Satyam scandal is India’s Enron scandal. What happend after Enron collapse?  There were more regulation introduced, more stringent fedral, SEC policies and resulted in SOX. Does SOX will ensures that Enron similar debacle will never repeat in US again? In my opinion, I do not think so. It created more regulation and audit controls on IT general controls including processes, procedures, policies and etc. It is not guranteed to never repeat the similar corporate collapse, but it will make the corporate executives not easy to make the similar mistakes. Taking the reaction to Enron’s situation into consideration, I speculate, the similar steps will be taken by SEBI (similar to SEC in India) to tigthen the regulation in India.
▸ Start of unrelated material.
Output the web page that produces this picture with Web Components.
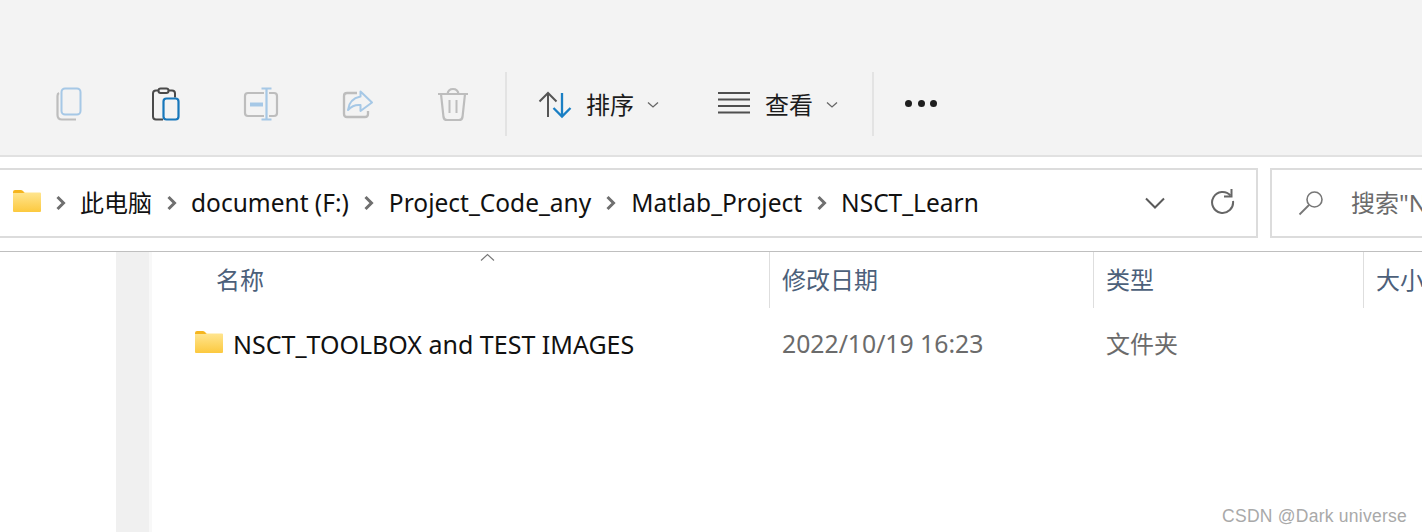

How this is related to IT sourcing risk? Coincidently, Satyam is one of the top 5 sourcing provider to major clients in US. Had a client in US picked Satyam as their souring partner, they need to go through the motions and cycles to over come the Satyam’s situation which will not help the client in any form or shape to increase their productivity or their bottom line. In some case, if a client depends on Satyam for major core business functions, there are potential risk that their core operation would be interrupted due to this astronomical scandal by a sourcing provider. What happend to Satyam could happen to any sourcing provider or to any company managed by SEBI ? Adding fuel to the fire, world bank back lists Wipro, another major sourcing provider from India.

Based on the sourincg strategy and solution design, the risk management plan of sourcing strategy should consider these recent risks which are made visible to corporate America.